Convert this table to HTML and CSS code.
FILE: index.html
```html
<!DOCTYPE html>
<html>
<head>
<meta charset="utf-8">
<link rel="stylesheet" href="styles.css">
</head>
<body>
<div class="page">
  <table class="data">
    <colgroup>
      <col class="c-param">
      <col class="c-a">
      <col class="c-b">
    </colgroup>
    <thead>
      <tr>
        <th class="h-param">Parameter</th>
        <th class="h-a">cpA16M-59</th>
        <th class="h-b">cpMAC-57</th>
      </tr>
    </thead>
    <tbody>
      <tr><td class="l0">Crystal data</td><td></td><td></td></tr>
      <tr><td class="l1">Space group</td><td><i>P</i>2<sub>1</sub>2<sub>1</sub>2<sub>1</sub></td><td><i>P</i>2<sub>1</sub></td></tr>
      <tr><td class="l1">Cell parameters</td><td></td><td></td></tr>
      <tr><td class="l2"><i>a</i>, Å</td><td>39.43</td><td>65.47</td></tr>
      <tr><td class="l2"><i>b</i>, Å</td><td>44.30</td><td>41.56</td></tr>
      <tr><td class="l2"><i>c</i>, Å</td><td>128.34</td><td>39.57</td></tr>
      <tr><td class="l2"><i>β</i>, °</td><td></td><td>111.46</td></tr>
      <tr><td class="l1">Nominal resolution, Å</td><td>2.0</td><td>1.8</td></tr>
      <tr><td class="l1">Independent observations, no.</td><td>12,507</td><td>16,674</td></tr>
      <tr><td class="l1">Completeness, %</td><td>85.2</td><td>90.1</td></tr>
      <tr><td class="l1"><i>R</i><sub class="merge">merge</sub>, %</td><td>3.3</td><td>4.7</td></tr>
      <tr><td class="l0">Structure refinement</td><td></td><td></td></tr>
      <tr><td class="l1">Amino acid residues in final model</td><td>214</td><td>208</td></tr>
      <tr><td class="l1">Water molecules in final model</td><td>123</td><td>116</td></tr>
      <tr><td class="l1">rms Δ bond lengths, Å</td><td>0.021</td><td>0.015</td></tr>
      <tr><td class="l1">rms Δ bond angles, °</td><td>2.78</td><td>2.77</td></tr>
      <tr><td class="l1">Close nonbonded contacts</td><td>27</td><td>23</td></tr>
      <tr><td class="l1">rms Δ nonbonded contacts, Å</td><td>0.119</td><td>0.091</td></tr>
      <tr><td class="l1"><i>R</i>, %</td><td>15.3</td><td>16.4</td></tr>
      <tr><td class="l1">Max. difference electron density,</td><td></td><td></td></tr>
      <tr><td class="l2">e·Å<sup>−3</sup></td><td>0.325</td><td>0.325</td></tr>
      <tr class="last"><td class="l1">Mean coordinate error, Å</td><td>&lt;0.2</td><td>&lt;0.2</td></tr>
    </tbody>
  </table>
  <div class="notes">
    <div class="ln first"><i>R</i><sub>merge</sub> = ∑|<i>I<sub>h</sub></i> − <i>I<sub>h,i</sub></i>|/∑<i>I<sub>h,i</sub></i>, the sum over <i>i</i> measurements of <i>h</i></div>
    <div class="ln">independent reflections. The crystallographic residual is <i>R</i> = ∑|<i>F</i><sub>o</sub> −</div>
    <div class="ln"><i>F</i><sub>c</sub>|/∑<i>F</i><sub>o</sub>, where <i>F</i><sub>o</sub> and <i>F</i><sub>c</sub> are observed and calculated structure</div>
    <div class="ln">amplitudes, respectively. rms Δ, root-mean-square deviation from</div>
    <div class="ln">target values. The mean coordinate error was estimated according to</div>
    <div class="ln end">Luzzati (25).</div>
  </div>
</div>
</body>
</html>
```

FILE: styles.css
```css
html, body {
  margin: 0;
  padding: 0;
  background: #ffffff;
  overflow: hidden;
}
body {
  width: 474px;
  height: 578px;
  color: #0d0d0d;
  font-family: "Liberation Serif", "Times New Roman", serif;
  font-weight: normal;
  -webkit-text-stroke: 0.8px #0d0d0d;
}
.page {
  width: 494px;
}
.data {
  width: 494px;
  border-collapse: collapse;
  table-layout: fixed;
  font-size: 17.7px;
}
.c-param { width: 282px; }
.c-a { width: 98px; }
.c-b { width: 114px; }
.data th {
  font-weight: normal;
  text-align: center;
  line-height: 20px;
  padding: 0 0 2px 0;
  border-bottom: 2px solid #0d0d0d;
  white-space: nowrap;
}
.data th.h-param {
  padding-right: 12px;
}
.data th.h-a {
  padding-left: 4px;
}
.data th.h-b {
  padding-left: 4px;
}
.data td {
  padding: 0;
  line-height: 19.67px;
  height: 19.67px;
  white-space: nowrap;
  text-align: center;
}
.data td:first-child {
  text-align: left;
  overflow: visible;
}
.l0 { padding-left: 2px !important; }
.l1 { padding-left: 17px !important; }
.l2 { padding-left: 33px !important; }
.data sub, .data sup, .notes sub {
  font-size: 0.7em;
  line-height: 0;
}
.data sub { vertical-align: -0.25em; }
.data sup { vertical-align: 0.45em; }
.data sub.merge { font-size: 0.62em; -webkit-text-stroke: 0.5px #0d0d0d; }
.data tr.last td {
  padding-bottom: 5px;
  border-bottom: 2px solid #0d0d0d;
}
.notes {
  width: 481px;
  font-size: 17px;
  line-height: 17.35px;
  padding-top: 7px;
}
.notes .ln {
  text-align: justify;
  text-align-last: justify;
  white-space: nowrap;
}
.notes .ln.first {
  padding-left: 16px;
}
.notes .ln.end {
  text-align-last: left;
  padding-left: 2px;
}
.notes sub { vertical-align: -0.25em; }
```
------------------------
**Exercise instructions**
Extract the listing in its entirety, matching it exactly.

**Written solution**
Convert this table to HTML and CSS code.
FILE: index.html
```html
<!DOCTYPE html>
<html>
<head>
<meta charset="utf-8">
<link rel="stylesheet" href="styles.css">
</head>
<body>
<div class="page">
  <table class="data">
    <colgroup>
      <col class="c-param">
      <col class="c-a">
      <col class="c-b">
    </colgroup>
    <thead>
      <tr>
        <th class="h-param">Parameter</th>
        <th class="h-a">cpA16M-59</th>
        <th class="h-b">cpMAC-57</th>
      </tr>
    </thead>
    <tbody>
      <tr><td class="l0">Crystal data</td><td></td><td></td></tr>
      <tr><td class="l1">Space group</td><td><i>P</i>2<sub>1</sub>2<sub>1</sub>2<sub>1</sub></td><td><i>P</i>2<sub>1</sub></td></tr>
      <tr><td class="l1">Cell parameters</td><td></td><td></td></tr>
      <tr><td class="l2"><i>a</i>, Å</td><td>39.43</td><td>65.47</td></tr>
      <tr><td class="l2"><i>b</i>, Å</td><td>44.30</td><td>41.56</td></tr>
      <tr><td class="l2"><i>c</i>, Å</td><td>128.34</td><td>39.57</td></tr>
      <tr><td class="l2"><i>β</i>, °</td><td></td><td>111.46</td></tr>
      <tr><td class="l1">Nominal resolution, Å</td><td>2.0</td><td>1.8</td></tr>
      <tr><td class="l1">Independent observations, no.</td><td>12,507</td><td>16,674</td></tr>
      <tr><td class="l1">Completeness, %</td><td>85.2</td><td>90.1</td></tr>
      <tr><td class="l1"><i>R</i><sub class="merge">merge</sub>, %</td><td>3.3</td><td>4.7</td></tr>
      <tr><td class="l0">Structure refinement</td><td></td><td></td></tr>
      <tr><td class="l1">Amino acid residues in final model</td><td>214</td><td>208</td></tr>
      <tr><td class="l1">Water molecules in final model</td><td>123</td><td>116</td></tr>
      <tr><td class="l1">rms Δ bond lengths, Å</td><td>0.021</td><td>0.015</td></tr>
      <tr><td class="l1">rms Δ bond angles, °</td><td>2.78</td><td>2.77</td></tr>
      <tr><td class="l1">Close nonbonded contacts</td><td>27</td><td>23</td></tr>
      <tr><td class="l1">rms Δ nonbonded contacts, Å</td><td>0.119</td><td>0.091</td></tr>
      <tr><td class="l1"><i>R</i>, %</td><td>15.3</td><td>16.4</td></tr>
      <tr><td class="l1">Max. difference electron density,</td><td></td><td></td></tr>
      <tr><td class="l2">e·Å<sup>−3</sup></td><td>0.325</td><td>0.325</td></tr>
      <tr class="last"><td class="l1">Mean coordinate error, Å</td><td>&lt;0.2</td><td>&lt;0.2</td></tr>
    </tbody>
  </table>
  <div class="notes">
    <div class="ln first"><i>R</i><sub>merge</sub> = ∑|<i>I<sub>h</sub></i> − <i>I<sub>h,i</sub></i>|/∑<i>I<sub>h,i</sub></i>, the sum over <i>i</i> measurements of <i>h</i></div>
    <div class="ln">independent reflections. The crystallographic residual is <i>R</i> = ∑|<i>F</i><sub>o</sub> −</div>
    <div class="ln"><i>F</i><sub>c</sub>|/∑<i>F</i><sub>o</sub>, where <i>F</i><sub>o</sub> and <i>F</i><sub>c</sub> are observed and calculated structure</div>
    <div class="ln">amplitudes, respectively. rms Δ, root-mean-square deviation from</div>
    <div class="ln">target values. The mean coordinate error was estimated according to</div>
    <div class="ln end">Luzzati (25).</div>
  </div>
</div>
</body>
</html>
```

FILE: styles.css
```css
html, body {
  margin: 0;
  padding: 0;
  background: #ffffff;
  overflow: hidden;
}
body {
  width: 474px;
  height: 578px;
  color: #0d0d0d;
  font-family: "Liberation Serif", "Times New Roman", serif;
  font-weight: normal;
  -webkit-text-stroke: 0.8px #0d0d0d;
}
.page {
  width: 494px;
}
.data {
  width: 494px;
  border-collapse: collapse;
  table-layout: fixed;
  font-size: 17.7px;
}
.c-param { width: 282px; }
.c-a { width: 98px; }
.c-b { width: 114px; }
.data th {
  font-weight: normal;
  text-align: center;
  line-height: 20px;
  padding: 0 0 2px 0;
  border-bottom: 2px solid #0d0d0d;
  white-space: nowrap;
}
.data th.h-param {
  padding-right: 12px;
}
.data th.h-a {
  padding-left: 4px;
}
.data th.h-b {
  padding-left: 4px;
}
.data td {
  padding: 0;
  line-height: 19.67px;
  height: 19.67px;
  white-space: nowrap;
  text-align: center;
}
.data td:first-child {
  text-align: left;
  overflow: visible;
}
.l0 { padding-left: 2px !important; }
.l1 { padding-left: 17px !important; }
.l2 { padding-left: 33px !important; }
.data sub, .data sup, .notes sub {
  font-size: 0.7em;
  line-height: 0;
}
.data sub { vertical-align: -0.25em; }
.data sup { vertical-align: 0.45em; }
.data sub.merge { font-size: 0.62em; -webkit-text-stroke: 0.5px #0d0d0d; }
.data tr.last td {
  padding-bottom: 5px;
  border-bottom: 2px solid #0d0d0d;
}
.notes {
  width: 481px;
  font-size: 17px;
  line-height: 17.35px;
  padding-top: 7px;
}
.notes .ln {
  text-align: justify;
  text-align-last: justify;
  white-space: nowrap;
}
.notes .ln.first {
  padding-left: 16px;
}
.notes .ln.end {
  text-align-last: left;
  padding-left: 2px;
}
.notes sub { vertical-align: -0.25em; }
```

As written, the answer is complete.